**WHAT YOU SHOULD DO:** Copy each line holding the string "React".

[Start RAW DATA]

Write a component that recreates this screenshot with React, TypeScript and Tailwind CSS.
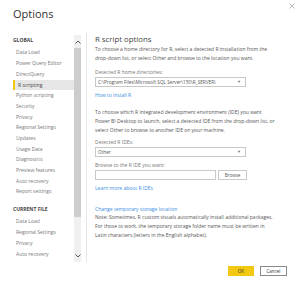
import React from "react";

const font = { fontFamily: '"Open Sans", "Noto Sans", sans-serif' };

function Chevron({ up }: { up?: boolean }) {
  return (
    <svg width="6" height="4" viewBox="0 0 6 4" className="block">
      <path
        d={up ? "M0.5 3.5 L3 1 L5.5 3.5" : "M0.5 0.5 L3 3 L5.5 0.5"}
        fill="none"
        stroke="#555"
        strokeWidth="1"
      />
    </svg>
  );
}

function NavItem({ label, selected }: { label: string; selected?: boolean }) {
  return (
    <div
      className={`h-[10.7px] flex items-center pl-[3px] text-[5px] leading-none ${
        selected ? "bg-[#e6e6e6] border-l-2 border-[#f2c811] pl-[1px] text-[#444]" : "text-[#777]"
      }`}
    >
      {label}
    </div>
  );
}

function Select({ value }: { value: string }) {
  return (
    <div className="w-[151px] h-[10px] border border-[#c8c8c8] flex items-center justify-between pl-[2px] pr-[4px] text-[4.7px] text-[#555] leading-none">
      <span className="whitespace-nowrap">{value}</span>
      <span className="text-[4px] text-[#777]">▼</span>
    </div>
  );
}

export default function App() {
  const global = [
    "Data Load",
    "Power Query Editor",
    "DirectQuery",
    "R scripting",
    "Python scripting",
    "Security",
    "Privacy",
    "Regional Settings",
    "Updates",
    "Usage Data",
    "Diagnostics",
    "Preview features",
    "Auto recovery",
    "Report settings",
  ];
  const current = ["Data Load", "Regional Settings", "Privacy", "Auto recovery"];
  return (
    <div className="w-[300px] h-[284px] bg-white overflow-hidden flex flex-col" style={font}>
      <div className="flex justify-between items-start h-[33px]">
        <div className="pl-[13px] pt-[7px] text-[11px] leading-[14px] text-[#333]">Options</div>
        <div className="pr-[5px] pt-[3px]">
          <svg width="6" height="6" viewBox="0 0 6 6">
            <path d="M0.5 0.5 L5.5 5.5 M5.5 0.5 L0.5 5.5" stroke="#999" strokeWidth="0.7" />
          </svg>
        </div>
      </div>
      <div className="flex h-[229px]">
        <div className="pl-[13px] w-[61px] box-content flex flex-col">
          <div className="h-[14.6px] flex items-center pt-[1px] text-[5px] font-bold text-[#444] leading-none">
            GLOBAL
          </div>
          {global.map((g) => (
            <NavItem key={g} label={g} selected={g === "R scripting"} />
          ))}
          <div className="h-[19.4px] flex items-end pb-[5px] text-[5px] font-bold text-[#444] leading-none">
            CURRENT FILE
          </div>
          {current.map((g) => (
            <NavItem key={"c" + g} label={g} />
          ))}
        </div>
        <div className="w-[7px] mt-[2px] bg-[#f0f0f0] flex flex-col items-center">
          <div className="h-[13px] flex items-center justify-center">
            <Chevron up />
          </div>
          <div className="w-[7px] h-[169px] bg-[#cdcdcd]" />
          <div className="flex-1" />
          <div className="h-[12px] flex items-center justify-center">
            <Chevron />
          </div>
        </div>
        <div className="w-[5px]" />
        <div className="w-px bg-[#e6e6e6]" />
        <div className="pl-[8px] flex flex-col text-[#555]">
          <div className="text-[7.8px] leading-[10px] text-[#444] mt-[1px]">R script options</div>
          <div className="text-[5px] leading-[9px] mt-[1px] text-[#555] whitespace-nowrap">
            <div>To choose a home directory for R, select a detected R installation from the</div>
            <div>drop-down list, or select Other and browse to the location you want.</div>
          </div>
          <div className="text-[5px] leading-[8px] mt-[5px] text-[#777]">Detected R home directories:</div>
          <div className="mt-[1px]">
            <Select value="C:\Program Files\Microsoft SQL Server\150\R_SERVER\" />
          </div>
          <div className="text-[5px] leading-[8px] mt-[4px] text-[#3a8ee0]">How to install R</div>
          <div className="text-[5px] leading-[9px] mt-[9px] text-[#555] whitespace-nowrap">
            <div>To choose which R integrated development environment (IDE) you want</div>
            <div>Power BI Desktop to launch, select a detected IDE from the drop-down list, or</div>
            <div>select Other to browse to another IDE on your machine.</div>
          </div>
          <div className="text-[5px] leading-[8px] mt-[3px] text-[#777]">Detected R IDEs:</div>
          <div className="mt-[1px]">
            <Select value="Other" />
          </div>
          <div className="text-[5px] leading-[8px] mt-[4px] text-[#777]">Browse to the R IDE you want:</div>
          <div className="flex gap-[2px] mt-[1px]">
            <div className="w-[121px] h-[10px] border border-[#c8c8c8]" />
            <div className="w-[29px] h-[10px] border border-[#c8c8c8] flex items-center justify-center text-[4.5px] text-[#555] leading-none">
              Browse
            </div>
          </div>
          <div className="text-[5px] leading-[8px] mt-[4px] text-[#3a8ee0]">Learn more about R IDEs</div>
          <div className="text-[5px] leading-[8px] mt-[13px] text-[#3a8ee0]">Change temporary storage location</div>
          <div className="text-[5px] leading-[9px] text-[#555] whitespace-nowrap">
            <div>Note: Sometimes, R custom visuals automatically install additional packages.</div>
            <div>For those to work, the temporary storage folder name must be written in</div>
            <div>Latin characters (letters in the English alphabet).</div>
          </div>
        </div>
      </div>
      <div className="flex justify-end gap-[6px] pr-[13px] mt-[4px]">
        <div className="w-[26px] h-[10px] bg-[#f2c811] flex items-center justify-center text-[4.5px] text-[#333] leading-none">
          OK
        </div>
        <div className="w-[27px] h-[10px] border border-[#8a8a8a] flex items-center justify-center text-[4.5px] text-[#333] leading-none">
          Cancel
        </div>
      </div>
    </div>
  );
}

[End RAW DATA]

**COMPLETE OUTPUT:**
Write a component that recreates this screenshot with React, TypeScript and Tailwind CSS.
import React from "react";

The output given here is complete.